The Hidden Cost of “Event-Driven Everything”: Why Most Systems Don't Need Kafka (Yet)

Event-driven architecture has become the default recommendation, but most systems don't actually need Kafka. This analysis explores when EDA adds value versus when it introduces unnecessary complexity, operational overhead, and debugging challenges that outweigh the benefits.

Over the past decade, event-driven architecture (EDA) has quietly shifted from being a specialized design choice to becoming a default recommendation. Teams adopt Kafka before they define domain boundaries. Architects propose asynchronous workflows before validating throughput requirements. "Event-driven" has become synonymous with "modern." That shift deserves scrutiny.

Event-driven systems are powerful. They enable decoupling, scalability, replayability, and cross-domain integration. But these benefits emerge only under specific conditions. Outside of those conditions, the complexity introduced often outweighs the value delivered.

The question is not whether EDA works. It clearly does.
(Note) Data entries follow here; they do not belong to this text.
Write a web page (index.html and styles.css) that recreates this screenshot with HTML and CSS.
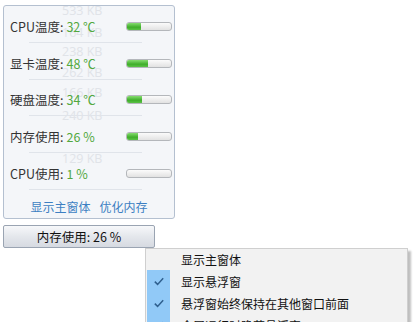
FILE: index.html
```html
<!DOCTYPE html>
<html>
<head>
<meta charset="utf-8">
<link rel="stylesheet" href="styles.css">
</head>
<body>
<div class="panel">
  <div class="ghost">
    <span style="top:-4px">533 KB</span>
    <span style="top:18px">164 KB</span>
    <span style="top:37px">238 KB</span>
    <span style="top:58px">262 KB</span>
    <span style="top:78px">166 KB</span>
    <span style="top:101px">240 KB</span>
    <span style="top:144px">129 KB</span>
  </div>
  <div class="row"><span class="label">CPU温度:</span><span class="val">32 ℃</span><span class="bar"><i style="width:32%"></i></span></div>
  <div class="row"><span class="label">显卡温度:</span><span class="val">48 ℃</span><span class="bar"><i style="width:48%"></i></span></div>
  <div class="row"><span class="label">硬盘温度:</span><span class="val">34 ℃</span><span class="bar"><i style="width:34%"></i></span></div>
  <div class="row"><span class="label">内存使用:</span><span class="val">26 %</span><span class="bar"><i style="width:24%"></i></span></div>
  <div class="row"><span class="label">CPU使用:</span><span class="val">1 %</span><span class="bar"><i style="width:0%"></i></span></div>
  <div class="links"><a>显示主窗体</a><a>优化内存</a></div>
</div>
<div class="btn">内存使用: 26 %</div>
<div class="menu">
  <div class="item first"><span class="chk"></span><span class="txt">显示主窗体</span></div>
  <div class="item on"><span class="chk"><svg width="10" height="9" viewBox="0 0 10 9"><polyline points="0.8,4.6 3.6,7.4 9.2,1.2" fill="none" stroke="#2f5f8e" stroke-width="1.5"/></svg></span><span class="txt">显示悬浮窗</span></div>
  <div class="item on"><span class="chk"><svg width="10" height="9" viewBox="0 0 10 9"><polyline points="0.8,4.6 3.6,7.4 9.2,1.2" fill="none" stroke="#2f5f8e" stroke-width="1.5"/></svg></span><span class="txt">悬浮窗始终保持在其他窗口前面</span></div>
  <div class="item on"><span class="chk"><svg width="10" height="9" viewBox="0 0 10 9"><polyline points="0.8,4.6 3.6,7.4 9.2,1.2" fill="none" stroke="#2f5f8e" stroke-width="1.5"/></svg></span><span class="txt">全屏运行时隐藏悬浮窗</span></div>
</div>
</body>
</html>
```
FILE: styles.css
```css
html, body { margin: 0; padding: 0; background: #fff; overflow: hidden; }
body {
  font-family: "Noto Sans CJK SC", "Noto Sans", sans-serif;
  font-size: 12px;
  color: #222;
  width: 415px;
  height: 322px;
  position: relative;
}
.panel {
  position: relative;
  margin: 5px 0 0 3px;
  width: 172px;
  height: 214px;
  border: 1px solid #b4c0d0;
  border-radius: 3px;
  background: #f4f6f9;
  box-sizing: border-box;
  padding: 2px 0 0 0;
}
.ghost { position: absolute; left: 58px; top: 0; }
.ghost span {
  position: absolute; left: 0; white-space: nowrap;
  font-family: "Open Sans", sans-serif; font-size: 12.5px; line-height: 18px; color: #e0e3e8;
}
.row {
  position: relative;
  display: flex;
  align-items: center;
  height: 36.8px;
  margin: 0 2px 0 6px;
}
.row::after {
  content: "";
  position: absolute;
  left: 19px; width: 113px;
  bottom: 2px;
  height: 1px;
  background: #e0e4ea;
}
.label { font-size: 12.5px; color: #333; }
.val { font-size: 12.5px; color: #52a83e; margin-left: 3px; flex: 1; }
.bar {
  width: 44px; height: 7px;
  border: 1px solid #b4b7bb;
  border-radius: 3px;
  background: linear-gradient(#fbfbfb, #e2e2e2);
  overflow: hidden;
  display: flex;
}
.bar i {
  display: block; height: 100%;
  background: linear-gradient(#86dc70, #3fae2a 60%, #5bc246);
}
.links {
  display: flex; justify-content: center; gap: 9px;
  padding-top: 6px;
  font-size: 12px;
}
.links a { color: #3d7fc2; }
.btn {
  margin: 6px 0 0 3px;
  width: 152px; height: 23px;
  box-sizing: border-box;
  border: 1px solid #9aa4b2;
  border-radius: 2px;
  background: linear-gradient(#f7f8fa, #e4e7ec 50%, #d6dae1);
  text-align: center;
  line-height: 21px;
  font-size: 12.5px;
  color: #111;
}
.menu {
  position: absolute;
  left: 145px; top: 248px;
  width: 263px; height: 74px;
  overflow: hidden;
  background: #f2f2f2;
  border: 1px solid #cfcfcf;
  border-bottom: none;
  box-shadow: 3px 3px 2px rgba(0,0,0,0.25);
  padding: 0 2px 0 1px;
  box-sizing: border-box;
}
.item { display: flex; align-items: center; height: 22px; }
.item.first { height: 21px; }
.chk {
  width: 23px; height: 22px;
  display: flex; align-items: center; justify-content: center;
}
.item.on .chk { background: #91c9f7; }
.txt { margin-left: 11px; font-size: 12px; color: #111; }
```
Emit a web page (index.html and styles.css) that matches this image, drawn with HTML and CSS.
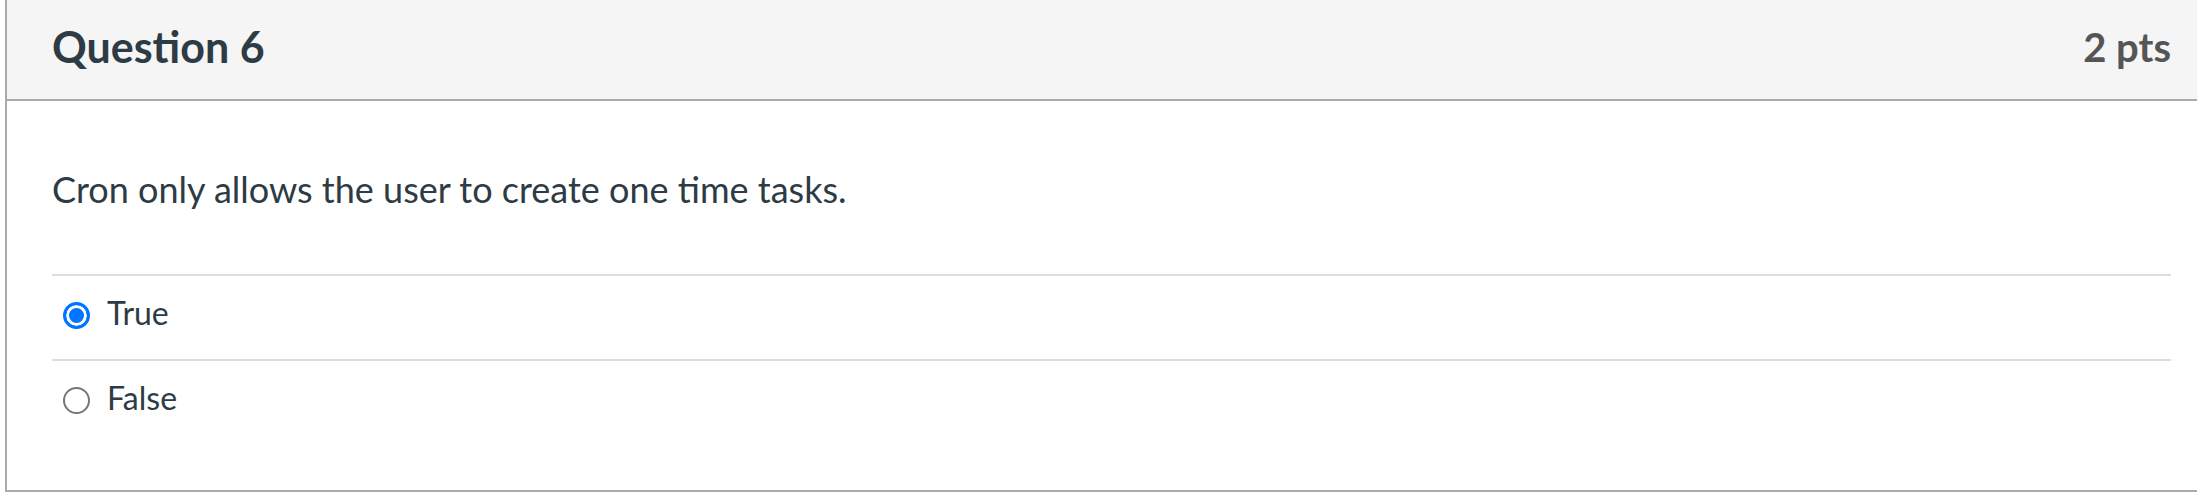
FILE: index.html
```html
<!DOCTYPE html>
<html lang="en">
<head>
<meta charset="utf-8">
<title>Question 6</title>
<link rel="stylesheet" href="styles.css">
</head>
<body>
<div class="question">
  <div class="header">
    <h2 class="name">Question 6</h2>
    <span class="points">2 pts</span>
  </div>
  <div class="content">
    <p class="text">Cron only allows the user to create one time tasks.</p>
    <div class="answers">
      <label class="answer">
        <span class="radio checked"></span>
        <span class="label">True</span>
      </label>
      <label class="answer">
        <span class="radio"></span>
        <span class="label">False</span>
      </label>
    </div>
  </div>
</div>
</body>
</html>
```
FILE: styles.css
```css
html, body {
  margin: 0;
  padding: 0;
  background: #ffffff;
  overflow: hidden;
}

body {
  font-family: Lato, "Noto Sans", sans-serif;
  color: #2d3b45;
}

.question {
  margin-left: 5px;
  margin-top: -2px;
  width: 2209px;
  border: 2px solid #aaaaaa;
}

.header {
  display: flex;
  justify-content: space-between;
  align-items: center;
  height: 101px;
  padding: 0 45px 6px;
  background: #f5f5f5;
  border-bottom: 2px solid #aaaaaa;
  box-sizing: border-box;
}

.name {
  margin: 0;
  font-size: 43px;
  font-weight: 700;
  color: #2d3b45;
  line-height: 1;
}

.points {
  font-size: 40px;
  font-weight: 700;
  color: #555555;
  line-height: 1;
}

.content {
  padding: 0 45px 46px;
}

.text {
  margin: 0;
  padding-top: 67px;
  padding-bottom: 63px;
  font-size: 36px;
  line-height: 43px;
}

.answers {
  border-top: 2px solid #dddddd;
}

.answer {
  display: flex;
  align-items: center;
  height: 83px;
  padding-left: 11px;
  border-bottom: 2px solid #dddddd;
}

.answer:last-child {
  border-bottom: none;
}

.radio {
  flex: none;
  width: 27px;
  height: 27px;
  border-radius: 50%;
  box-sizing: border-box;
  border: 2.5px solid #767676;
  background: #ffffff;
  margin-right: 17px;
  margin-bottom: 4px;
}

.radio.checked {
  border: 3px solid #0075ff;
  background: #0075ff;
  box-shadow: inset 0 0 0 3px #ffffff;
}

.label {
  font-size: 32px;
  line-height: 40px;
  margin-bottom: 10px;
}
```
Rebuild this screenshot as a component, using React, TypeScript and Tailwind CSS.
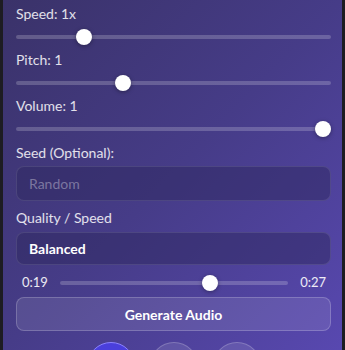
import type { ReactNode } from 'react';

function Slider({ value, className = '' }: { value: number; className?: string }) {
  return (
    <div className={`relative flex h-4 shrink-0 items-center ${className}`}>
      <div className="h-[4px] w-full rounded-full bg-white/20" />
      <div
        className="absolute top-0 h-4 w-4 rounded-full bg-white shadow-[0_1px_4px_rgba(0,0,0,0.35)]"
        style={{ left: `calc(${value * 100}% - ${value * 16}px)` }}
      />
    </div>
  );
}

function Label({ children, className = '' }: { children: ReactNode; className?: string }) {
  return <div className={`h-[18px] shrink-0 text-[14px] leading-[18px] text-white/85 ${className}`}>{children}</div>;
}

export default function App() {
  return (
    <div
      className="flex h-[350px] w-[345px] overflow-hidden bg-[#1d1c22] pl-[3px] pr-[3px]"
      style={{ fontFamily: 'Lato, "Noto Sans", sans-serif' }}
    >
      <div className="flex flex-1 flex-col bg-gradient-to-br from-[#3a3269] via-[#463c88] to-[#5848b0] pl-[13px] pr-[11px] pt-[5px]">
        <Label>Speed: 1x</Label>
        <Slider value={0.2} className="mt-[6px]" />
        <Label className="mt-[6px]">Pitch: 1</Label>
        <Slider value={0.33} className="mt-[6px]" />
        <Label className="mt-[6px]">Volume: 1</Label>
        <Slider value={1} className="mt-[6px]" />
        <Label className="mt-[7px]">Seed (Optional):</Label>
        <div className="mt-[4px] flex h-[35px] shrink-0 items-center rounded-lg border border-white/10 bg-[#2e2860]/50 px-[12px] text-[14px] text-white/35">
          Random
        </div>
        <Label className="mt-[8px]">Quality / Speed</Label>
        <div className="mt-[5px] flex h-[33px] shrink-0 items-center rounded-lg border border-white/10 bg-[#2e2860]/50 px-[12px] text-[14px] font-bold text-white">
          Balanced
        </div>
        <div className="mt-[10px] flex h-4 shrink-0 items-center gap-[12px] pl-[6px] pr-[5px] text-[13px] text-white/90">
          <span>0:19</span>
          <Slider value={0.67} className="flex-1" />
          <span>0:27</span>
        </div>
        <button
          type="button"
          className="mt-[6px] h-[34px] w-full shrink-0 rounded-lg border border-white/20 bg-white/10 text-[14px] font-bold text-white"
        >
          Generate Audio
        </button>
        <div className="mt-[11px] flex shrink-0 justify-center gap-[15px]">
          <div className="h-12 w-12 rounded-full border border-[#8b82ff] bg-[#4a3fdc]" />
          <div className="h-12 w-12 rounded-full border border-white/20 bg-white/10" />
          <div className="h-12 w-12 rounded-full border border-white/20 bg-white/10" />
        </div>
      </div>
    </div>
  );
}
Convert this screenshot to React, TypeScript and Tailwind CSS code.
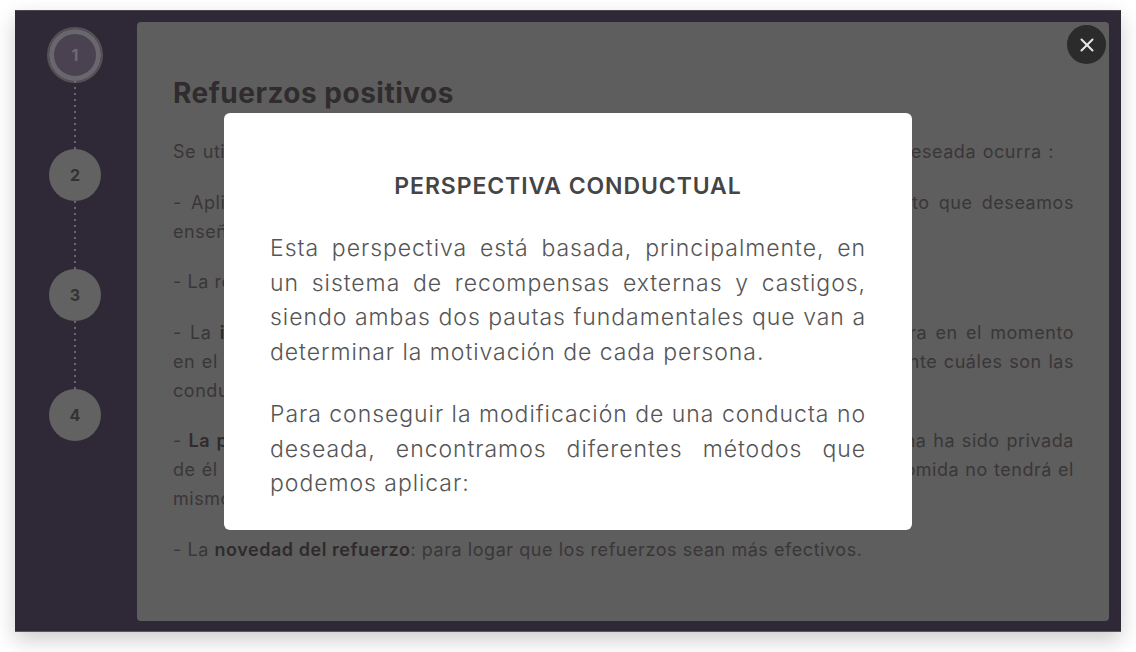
import { X } from 'lucide-react';

const steps = ['1', '2', '3', '4'];

// one entry per printed line, the middle of each one sits behind the modal
const paragraphs: { lines: string[][]; firstWidth?: boolean }[] = [
  { lines: [['Se utilizan para aumentar la probabilidad de que una conducta ya considerada deseada ocurra :']], firstWidth: true },
  {
    lines: [
      ['- Aplicar el refuerzo justo después de que se realice bien la conducta o hábito que deseamos'],
      ['enseñar.'],
    ],
  },
  { lines: [['- La regularidad del refuerzo.']] },
  {
    lines: [
      ['- La ', 'inmediatez', ' del refuerzo: debe darse justo después de la conducta, y ahora en el momento'],
      ['en el que esta sucede, de manera que el niño o la niña comprenda muy claramente cuáles son las'],
      ['conductas deseadas.'],
    ],
  },
  {
    lines: [
      ['- ', 'La privación', ' del refuerzo: el refuerzo será mucho más eficaz cuando la persona ha sido privada'],
      ['de él durante un tiempo; por ejemplo, un dulce para quien acaba de tomar una comida no tendrá el'],
      ['mismo valor.'],
    ],
  },
];

function Line({ parts, className }: { parts: string[]; className: string }) {
  return (
    <div className={className}>
      {parts[0]}
      {parts[1] && <b className="font-semibold text-[#2f2b2c]">{parts[1]}</b>}
      {parts[2]}
    </div>
  );
}

export default function App() {
  return (
    <div className="h-[652px] w-[1136px] overflow-hidden bg-white pt-[10px] pl-[15px] font-['Inter','Liberation_Sans',sans-serif]">
      <div className="relative flex h-[622px] w-[1106px] border-t border-b border-t-[#4c4652] border-b-[#5a5560] bg-[#2f2836] shadow-[0_8px_20px_rgba(0,0,0,0.2)]">
        <aside className="flex w-[120px] flex-col items-center pt-[18px]">
          {steps.map((s, i) => (
            <div key={s} className="flex flex-col items-center">
              {i === 0 ? (
                <div className="flex h-[52px] w-[52px] items-center justify-center rounded-full border-[5px] border-[#6a666d] bg-[#4a4250] text-[16px] font-bold text-[#6e6a72] outline-2 outline-[#565159]">
                  {s}
                </div>
              ) : (
                <div className="flex h-[52px] w-[52px] items-center justify-center rounded-full bg-[#626262] text-[16px] font-bold text-[#333]">
                  {s}
                </div>
              )}
              {i < 3 && (
                <div className="h-[68px] w-[2px] bg-[linear-gradient(#6b666e_2px,transparent_2px)] bg-[length:2px_6px]" />
              )}
            </div>
          ))}
        </aside>

        <main className="mt-[11px] mr-[12px] mb-[10px] ml-[2px] flex-1 rounded-[4px] bg-[#5e5e5e] pt-[53px] pr-[35px] pl-[36px] text-[18px] leading-[29px] tracking-[0.55px] text-[#3a3638]">
          <h1 className="mb-[26px] text-[28px] leading-[36px] font-bold tracking-[0.5px] text-[#302c2d]">Refuerzos positivos</h1>
          <div className="flex flex-col gap-[21.5px]">
            {paragraphs.map((p, i) => (
              <div key={i}>
                {p.lines.map((line, j) => {
                  const last = j === p.lines.length - 1;
                  return (
                    <Line
                      key={j}
                      parts={line}
                      className={p.firstWidth ? 'w-[881px] [text-align-last:justify]' : last ? '' : '[text-align-last:justify]'}
                    />
                  );
                })}
              </div>
            ))}
            <div>
              - La <b className="font-semibold text-[#2f2b2c]">novedad del refuerzo</b>: para logar que los refuerzos sean más efectivos.
            </div>
          </div>
        </main>

        <button className="absolute top-[14px] right-[15px] flex h-[39px] w-[39px] items-center justify-center rounded-full bg-[#2b2b2b] text-[#e4e4e4]">
          <X size={22} strokeWidth={2.25} />
        </button>

        <section className="absolute top-[102px] left-[209px] h-[417px] w-[688px] rounded-[6px] bg-white px-[46px] pt-[58px] text-[23px] leading-[34.5px] font-light tracking-[0.95px] text-[#555]">
          <h2 className="mb-[30px] text-center text-[23px] leading-[30px] font-semibold tracking-[0.9px] text-[#454545]">PERSPECTIVA CONDUCTUAL</h2>
          <p className="mb-[28px] text-justify">
            Esta perspectiva está basada, principalmente, en un sistema de recompensas externas y castigos, siendo ambas dos pautas fundamentales que van a determinar la motivación de cada persona.
          </p>
          <p className="text-justify">
            Para conseguir la modificación de una conducta no deseada, encontramos diferentes métodos que podemos aplicar:
          </p>
        </section>
      </div>
    </div>
  );
}
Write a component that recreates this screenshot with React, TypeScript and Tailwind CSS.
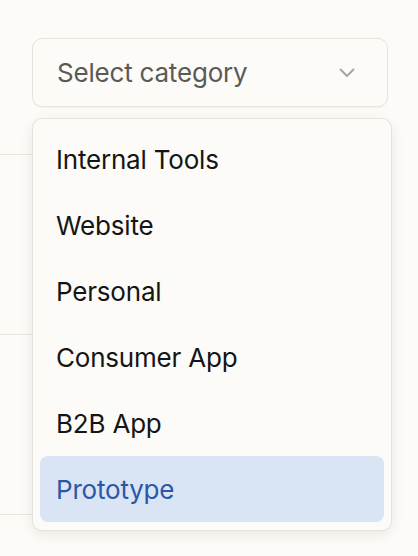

The real question is whether your system genuinely requires it.

The Mismatch Between Problem and Solution

In many organizations, asynchronous messaging is introduced as a form of future-proofing. The assumption is that scaling challenges will inevitably arise, and building with Kafka from day one prevents expensive rewrites later.

This logic is appealing but flawed. Architecture should optimize for present constraints while preserving the ability to evolve. Introducing distributed streaming infrastructure into a low-to-moderate throughput system creates operational overhead without proportional benefit.

Most early-stage platforms, internal systems, and CRUD-centric SaaS products simply do not have the event volume or domain fragmentation that justifies a streaming backbone. Adding infrastructure ahead of need is not foresight. It is speculative complexity.

Cognitive Overhead and the Debugging Reality

Synchronous systems fail in visible ways. A request times out. An exception propagates. Observability is straightforward.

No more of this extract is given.